Los científicos comienzan a buscar estas respuestas. Nosotros, como sociedad, podemos beneficiarnos mucho con la investigación de los misterios que encierran el alma, la mente, la continuación de la vida después de la muerte y la influencia de nuestras experiencias en vidas anteriores sobre nuestra conducta actual. Obviamente, las ramificaciones son ilimitadas, sobre todo en los campos de la medicina, la psiquiatría, la teología y la filosofía.
Sin embargo, la investigación científicamente rigurosa de estos temas aún está en su infancia. Si bien se están dando grandes pasos para develar esta información, el proceso es lento y encuentra mucha resistencia tanto por parte de los científicos como de los legos.
A lo largo de la historia, la humanidad siempre se ha resistido al cambio y a la aceptación de ideas nuevas. Los textos históricos está llenos de ejemplos. Cuando Galileo descubrió las lunas de Júpiter, los astrónomos de su época se negaron a aceptar su existencia y hasta a mirar esos satélites, pues estaban en conflicto con las creencias aceptadas. Así ocurre ahora entre los psiquiatras y otros terapeutas, que se niegan a examinar y evaluar las considerables pruebas reunidas sobre la supervivencia tras la muerte física y sobre los recuerdos de vidas pasadas.

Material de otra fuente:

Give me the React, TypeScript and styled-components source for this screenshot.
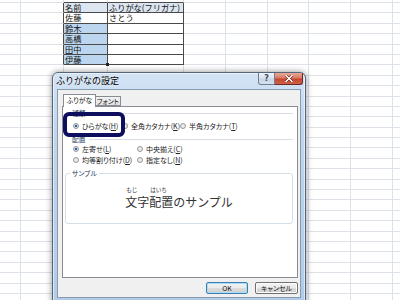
import React from "react";
import styled, { createGlobalStyle } from "styled-components";

const GlobalStyle = createGlobalStyle`
  html, body { margin: 0; padding: 0; background: #ffffff; }
  body { font-family: "Noto Sans CJK JP", "Noto Sans", sans-serif; }
`;

const COLS = [21, 43, 44, 76, 42, 42, 41, 42, 42, 42];
const ROW_COUNT = 29;
const GRID = "#dde2e8";
const DARK = "#4a4a4a";

const TABLE: string[][] = [
  ["名前", "ふりがな(フリガナ)"],
  ["佐藤", "さとう"],
  ["鈴木", ""],
  ["高橋", ""],
  ["田中", ""],
  ["伊藤", ""],
];
const T_ROW0 = 1;
const T_COL0 = 2;

const Page = styled.div`
  position: relative;
  width: 400px;
  height: 300px;
  overflow: hidden;
  background: #ffffff;
`;

const Sheet = styled.div`
  display: grid;
  grid-template-columns: ${COLS.map((c) => c + "px").join(" ")};
  grid-template-rows: 3px repeat(${ROW_COUNT}, 10.4px);
`;

const Cell = styled.div<{ $bg: string; $right: string; $bottom: string; $handle?: boolean }>`
  position: relative;
  box-sizing: border-box;
  background: ${(p) => p.$bg};
  border-right: 1px solid ${(p) => p.$right};
  border-bottom: 1px solid ${(p) => p.$bottom};
  font-size: 8.2px;
  line-height: 9.4px;
  padding-left: 1px;
  white-space: nowrap;
  color: #111;
  &::after {
    content: "";
    display: ${(p) => (p.$handle ? "block" : "none")};
    position: absolute;
    right: -2px;
    bottom: -2px;
    width: 3px;
    height: 3px;
    background: #222;
    z-index: 2;
  }
`;

const Dialog = styled.div`
  position: absolute;
  left: 52px;
  top: 72px;
  width: 254px;
  height: 232px;
  box-sizing: border-box;
  border: 1px solid #55667c;
  border-radius: 6px 6px 0 0;
  background: linear-gradient(180deg, #d3e3f4 0%, #c0d6ee 25%, #b2cbe7 100%);
  box-shadow: 0 0 6px rgba(0, 0, 0, 0.45), inset 0 0 0 1px rgba(255, 255, 255, 0.55);
  display: flex;
  flex-direction: column;
`;

const TitleBar = styled.div`
  height: 16px;
  display: flex;
  align-items: flex-start;
`;

const Title = styled.div`
  padding-left: 3px;
  font-size: 9px;
  line-height: 16px;
  color: #000;
  text-shadow: 0 0 3px rgba(255, 255, 255, 0.9);
`;

const CaptionButtons = styled.div`
  margin-left: auto;
  margin-right: 2px;
  display: flex;
`;

const CaptionButton = styled.div<{ $close?: boolean }>`
  box-sizing: border-box;
  width: ${(p) => (p.$close ? 28 : 17)}px;
  height: 12px;
  display: flex;
  align-items: center;
  justify-content: center;
  border: 1px solid ${(p) => (p.$close ? "#6b2b22" : "#6f7e92")};
  border-top: none;
  border-left-width: ${(p) => (p.$close ? 0 : 1)}px;
  border-radius: ${(p) => (p.$close ? "0 0 3px 0" : "0 0 0 3px")};
  background: ${(p) =>
    p.$close
      ? "linear-gradient(180deg, #e9a895 0%, #d87a64 45%, #c7442c 55%, #d0614a 100%)"
      : "linear-gradient(180deg, #eef3f9 0%, #dbe4ef 45%, #c8d5e5 55%, #d7e2ee 100%)"};
  font-size: 8px;
  line-height: 10px;
  font-weight: bold;
  color: #3a4a60;
  font-family: "DejaVu Sans", sans-serif;
`;

const Client = styled.div`
  flex: 1;
  margin: 0 4px 5px 4px;
  box-sizing: border-box;
  background: #f0f0f0;
  border: 1px solid #8a9bb0;
  padding: 4px 2px 0 4px;
  display: flex;
  flex-direction: column;
  font-feature-settings: "palt";
`;

const TabStrip = styled.div`
  height: 12px;
  display: flex;
  align-items: flex-end;
  padding-left: 1px;
  position: relative;
  z-index: 1;
`;

const Tab = styled.div<{ $active?: boolean }>`
  box-sizing: border-box;
  width: ${(p) => (p.$active ? 33 : 25)}px;
  height: ${(p) => (p.$active ? 13 : 10)}px;
  margin-bottom: ${(p) => (p.$active ? -1 : 0)}px;
  border: 1px solid #898c95;
  border-bottom: ${(p) => (p.$active ? "none" : "1px solid #898c95")};
  border-left-width: ${(p) => (p.$active ? 1 : 0)}px;
  background: ${(p) => (p.$active ? "#ffffff" : "linear-gradient(180deg, #f3f3f3, #e2e2e2)")};
  font-size: 6.8px;
  line-height: ${(p) => (p.$active ? 11 : 8)}px;
  text-align: center;
  color: #111;
  white-space: nowrap;
`;

const Panel = styled.div`
  height: 172px;
  box-sizing: border-box;
  border: 1px solid #898c95;
  background: #ffffff;
  padding: 1px 4px 0 2px;
  display: flex;
  flex-direction: column;
`;

const GroupHeader = styled.div<{ $gap?: number }>`
  margin-top: ${(p) => p.$gap ?? 0}px;
  height: 10px;
  line-height: 9px;
  padding-left: 7px;
  display: flex;
  align-items: center;
  gap: 3px;
  font-size: 6.8px;
  color: #1e395b;
  &::after {
    content: "";
    flex: 1;
    height: 1px;
    background: #d8dde3;
  }
`;

const RadioRow = styled.div<{ $cols: string; $gap?: number }>`
  margin-top: ${(p) => p.$gap ?? 0}px;
  height: 10px;
  padding-left: 8px;
  display: grid;
  grid-template-columns: ${(p) => p.$cols};
  align-items: center;
`;

const RadioItem = styled.label`
  display: flex;
  align-items: center;
  gap: 3px;
  font-size: 7px;
  line-height: 9px;
  color: #222;
  white-space: nowrap;
`;

const RadioCircle = styled.span<{ $on?: boolean }>`
  box-sizing: border-box;
  width: 6px;
  height: 6px;
  border-radius: 50%;
  border: 1px solid #999;
  background: ${(p) =>
    p.$on
      ? "radial-gradient(circle, #1f63b8 0 1.3px, #e4e4e4 1.6px)"
      : "radial-gradient(circle, #ececec 0 40%, #dcdcdc 100%)"};
`;

const SampleBox = styled.fieldset`
  margin: 3px 0 0 0;
  padding: 0;
  height: 56px;
  box-sizing: border-box;
  border: 1px solid #d5dfe5;
  border-radius: 3px;
  min-width: 0;
`;

const Legend = styled.legend`
  margin-left: 4px;
  padding: 0 2px;
  font-size: 6.8px;
  line-height: 10px;
  color: #1e395b;
`;

const SampleLine = styled.div`
  padding-top: 9px;
  display: flex;
  justify-content: center;
  align-items: flex-end;
  font-feature-settings: normal;
`;

const RubyUnit = styled.span`
  display: inline-flex;
  flex-direction: column;
  align-items: flex-start;
  gap: 1px;
`;

const RubyText = styled.span`
  font-size: 5.6px;
  line-height: 7px;
  padding-left: 1px;
  color: #333;
`;

const BaseText = styled.span`
  font-size: 12px;
  line-height: 13px;
  color: #333;
`;

const ButtonRow = styled.div`
  margin-top: 4px;
  display: flex;
  justify-content: flex-end;
  gap: 7px;
`;

const PushButton = styled.div<{ $default?: boolean; $w: number }>`
  box-sizing: border-box;
  width: ${(p) => p.$w}px;
  height: 12px;
  border: 1px solid ${(p) => (p.$default ? "#3c7fb1" : "#707070")};
  border-radius: 2px;
  background: linear-gradient(180deg, #f2f2f2 0%, #ebebeb 50%, #dddddd 51%, #cfcfcf 100%);
  box-shadow: ${(p) => (p.$default ? "inset 0 0 0 1px #a9dcf6" : "inset 0 0 0 1px #fcfcfc")};
  font-size: 6.8px;
  line-height: 10px;
  text-align: center;
  color: #111;
`;

const Highlight = styled.div`
  position: absolute;
  left: 63px;
  top: 112px;
  width: 62px;
  height: 25px;
  box-sizing: border-box;
  border: 4px solid #0e0e5e;
  border-radius: 6px;
`;

function Radio({ on, label, acc }: { on?: boolean; label: string; acc: string }) {
  return (
    <RadioItem>
      <RadioCircle $on={on} />
      <span>
        {label}(<u>{acc}</u>)
      </span>
    </RadioItem>
  );
}

function SheetGrid() {
  const cells: React.ReactNode[] = [];
  for (let r = 0; r < ROW_COUNT + 1; r++) {
    for (let c = 0; c < COLS.length; c++) {
      const tr = r - T_ROW0;
      const tc = c - T_COL0;
      const inTable = tr >= 0 && tr < TABLE.length && tc >= 0 && tc < 2;
      const aboveTable = r === T_ROW0 - 1 && tc >= 0 && tc < 2;
      const leftOfTable = c === T_COL0 - 1 && tr >= 0 && tr < TABLE.length;
      let bg = "#ffffff";
      if (inTable && tr === 0) bg = "#dce5f0";
      else if (inTable && tc === 0 && tr >= 2) bg = "#bdd6f0";
      cells.push(
        <Cell
          key={`${r}-${c}`}
          $bg={bg}
          $right={inTable || leftOfTable ? DARK : GRID}
          $bottom={inTable || aboveTable ? DARK : GRID}
          $handle={inTable && tc === 0 && tr === TABLE.length - 1}
        >
          {inTable ? TABLE[tr][tc] : null}
        </Cell>
      );
    }
  }
  return <Sheet>{cells}</Sheet>;
}

export default function App() {
  return (
    <>
      <GlobalStyle />
      <Page>
        <SheetGrid />
        <Dialog>
          <TitleBar>
            <Title>ふりがなの設定</Title>
            <CaptionButtons>
              <CaptionButton>?</CaptionButton>
              <CaptionButton $close>
                <svg width="8" height="7" viewBox="0 0 8 7">
                  <path d="M1 0.5 L7 6.5 M7 0.5 L1 6.5" stroke="#5a1a10" strokeWidth="2.6" strokeLinecap="square" />
                  <path d="M1 0.5 L7 6.5 M7 0.5 L1 6.5" stroke="#ffffff" strokeWidth="1.5" strokeLinecap="square" />
                </svg>
              </CaptionButton>
            </CaptionButtons>
          </TitleBar>
          <Client>
            <TabStrip>
              <Tab $active>ふりがな</Tab>
              <Tab>フォント</Tab>
            </TabStrip>
            <Panel>
              <GroupHeader>種類</GroupHeader>
              <RadioRow $cols="49px 58px auto" $gap={3}>
                <Radio on label="ひらがな" acc="H" />
                <Radio label="全角カタカナ" acc="K" />
                <Radio label="半角カタカナ" acc="T" />
              </RadioRow>
              <GroupHeader $gap={3}>配置</GroupHeader>
              <RadioRow $cols="64px auto">
                <Radio on label="左寄せ" acc="L" />
                <Radio label="中央揃え" acc="C" />
              </RadioRow>
              <RadioRow $cols="64px auto" $gap={1}>
                <Radio label="均等割り付け" acc="D" />
                <Radio label="指定なし" acc="N" />
              </RadioRow>
              <SampleBox>
                <Legend>サンプル</Legend>
                <SampleLine>
                  <RubyUnit>
                    <RubyText>もじ</RubyText>
                    <BaseText>文字</BaseText>
                  </RubyUnit>
                  <RubyUnit>
                    <RubyText>はいち</RubyText>
                    <BaseText>配置</BaseText>
                  </RubyUnit>
                  <BaseText>のサンプル</BaseText>
                </SampleLine>
              </SampleBox>
            </Panel>
            <ButtonRow>
              <PushButton $default $w={42}>OK</PushButton>
              <PushButton $w={43}>キャンセル</PushButton>
            </ButtonRow>
          </Client>
        </Dialog>
        <Highlight />
      </Page>
    </>
  );
}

Mantienen los ojos bien cerrados.
Este libro es mi pequeña contribución a la investigación en marcha en el campo de la parapsicología, sobre todo en la rama que se refiere a nuestras experiencias antes del nacimiento y después de la muerte. Cada palabra de lo que aquí se va a contar es cierta. No he agregado nada y sólo he eliminado las partes repetitivas. He alterado ligeramente la identidad de Catherine para respetar su intimidad.
Me llevó cuatro años decidirme a escribir sobre lo ocurrido, cuatro años reunir valor para aceptar el riesgo profesional de revelar esta información, nada ortodoxa.

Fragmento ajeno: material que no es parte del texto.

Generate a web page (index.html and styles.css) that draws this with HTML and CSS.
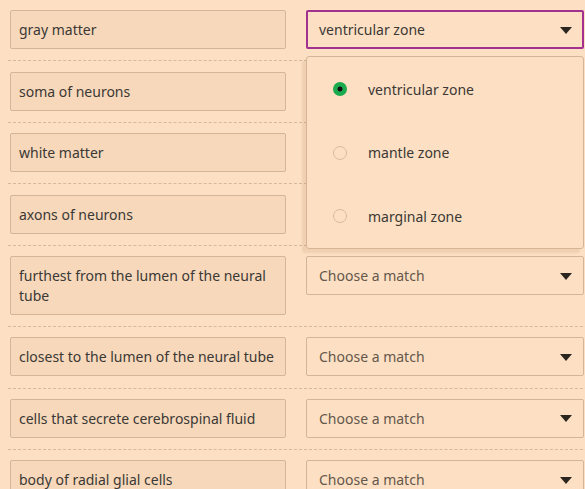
FILE: index.html
```html
<!DOCTYPE html>
<html>
<head>
<meta charset="utf-8">
<link rel="stylesheet" href="styles.css">
</head>
<body>
<div class="list">
  <div class="row">
    <div class="term">gray matter</div>
    <div class="slot">
      <div class="select active"><span class="value">ventricular zone</span><span class="caret"></span></div>
      <div class="menu">
        <div class="option"><span class="radio checked"></span><span>ventricular zone</span></div>
        <div class="option"><span class="radio"></span><span>mantle zone</span></div>
        <div class="option"><span class="radio"></span><span>marginal zone</span></div>
      </div>
    </div>
  </div>
  <div class="row">
    <div class="term">soma of neurons</div>
    <div class="slot"></div>
  </div>
  <div class="row">
    <div class="term">white matter</div>
    <div class="slot"></div>
  </div>
  <div class="row">
    <div class="term">axons of neurons</div>
    <div class="slot"></div>
  </div>
  <div class="row">
    <div class="term">furthest from the lumen of the neural tube</div>
    <div class="slot"><div class="select"><span class="placeholder">Choose a match</span><span class="caret"></span></div></div>
  </div>
  <div class="row">
    <div class="term">closest to the lumen of the neural tube</div>
    <div class="slot"><div class="select"><span class="placeholder">Choose a match</span><span class="caret"></span></div></div>
  </div>
  <div class="row">
    <div class="term">cells that secrete cerebrospinal fluid</div>
    <div class="slot"><div class="select"><span class="placeholder">Choose a match</span><span class="caret"></span></div></div>
  </div>
  <div class="row">
    <div class="term">body of radial glial cells</div>
    <div class="slot"><div class="select"><span class="placeholder">Choose a match</span><span class="caret"></span></div></div>
  </div>
</div>
</body>
</html>
```

FILE: styles.css
```css
html, body {
  margin: 0;
  padding: 0;
  background: #fde0c3;
  overflow: hidden;
}
body {
  font-family: "Noto Sans", "Open Sans", sans-serif;
  font-size: 14px;
  color: #3b3835;
  width: 585px;
  height: 489px;
}
.list {
  margin-left: 8px;
  width: 600px;
}
.row {
  display: grid;
  grid-template-columns: 276px 278px;
  column-gap: 20px;
  align-items: start;
  padding: 10.25px 0 11.2px 2px;
  border-bottom: 1px dashed #d7b89c;
}
.term {
  background: #f7d8bb;
  border: 1px solid #d5b598;
  border-radius: 2px;
  padding: 9px 8px 8px 8px;
  line-height: 20px;
}
.slot {
  position: relative;
}
.select {
  display: flex;
  align-items: center;
  justify-content: space-between;
  border: 1px solid #d5b598;
  border-radius: 2px;
  height: 37px;
  padding: 0 11px 0 12px;
  background: #fde0c3;
}
.select.active {
  border: 2px solid #a3318f;
  padding: 0 10px 0 11px;
  height: 35px;
}
.placeholder {
  color: #64574c;
}
.caret {
  width: 0;
  height: 0;
  border-left: 6px solid transparent;
  border-right: 6px solid transparent;
  border-top: 7px solid #2b2520;
  margin-top: 1px;
}
.menu {
  position: absolute;
  top: 46px;
  left: 0;
  width: 276px;
  background: #fde0c3;
  border: 1px solid #d5b598;
  border-radius: 3px;
  box-shadow: -4px 4px 2px rgba(150, 100, 50, 0.12);
  z-index: 2;
}
.option {
  display: flex;
  align-items: center;
  height: 63.6px;
  padding-left: 26px;
}
.radio {
  width: 12px;
  height: 12px;
  border: 1px solid #d9bba0;
  border-radius: 50%;
  margin-right: 21px;
  box-sizing: content-box;
  flex: none;
}
.radio.checked {
  width: 14px;
  height: 14px;
  border: none;
  background: radial-gradient(circle, #111 0 2.2px, #1aa94d 2.8px);
}
```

De pronto, una noche, mientras me duchaba, me sentí impelido a poner esta experiencia por escrito. Tenía la fuerte sensación de que era el momento correcto, de que no debía retener la información por más tiempo. Las lecciones que había aprendido estaban destinadas también a otros; no me habían sido dadas para que las mantuviera en secreto. El conocimiento había llegado por medio de Catherine, y ahora debía pasar a través de mí. Comprendí que, de cuantas consecuencias pudiera sufrir, ninguna sería tan devastadora como no compartir el conocimiento adquirido sobre la inmortalidad y el verdadero sentido de la vida.

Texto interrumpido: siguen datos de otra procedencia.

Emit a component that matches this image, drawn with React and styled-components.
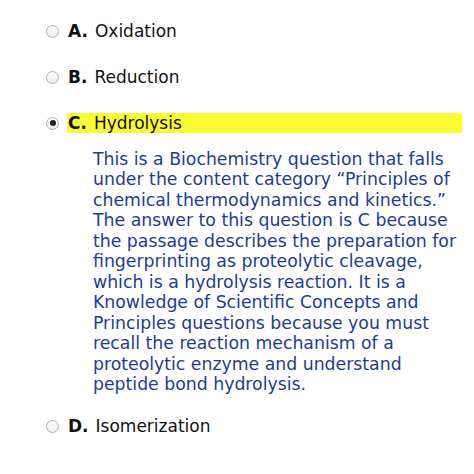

Salí a toda carrera del baño y me senté ante mi escritorio, con el montón de cintas grabadas durante mis sesiones con Catherine. En las horas de la madrugada, pensé en mi viejo abuelo húngaro, que había muerto durante mi adolescencia. Cada vez que yo confesaba tener miedo de correr un riesgo, él me alentaba amorosamente, repitiendo su expresión favorita en nuestro idioma: “Qué diablos”, decía, con su acento extranjero, “qué diablos”.
I
C uando vi a Catherine por primera vez, ella lucía un vestido de color carmesí intenso y hojeaba nerviosamente una revista en mi sala de espera. Estaba sin aliento a ojos vistas. Había pasado los veinte minutos anteriores paseándose por el corredor, frente a los consultorios del Departamento de Psiquiatría, tratando de convencerse de que debía asistir a su entrevista conmigo en vez de echar a correr.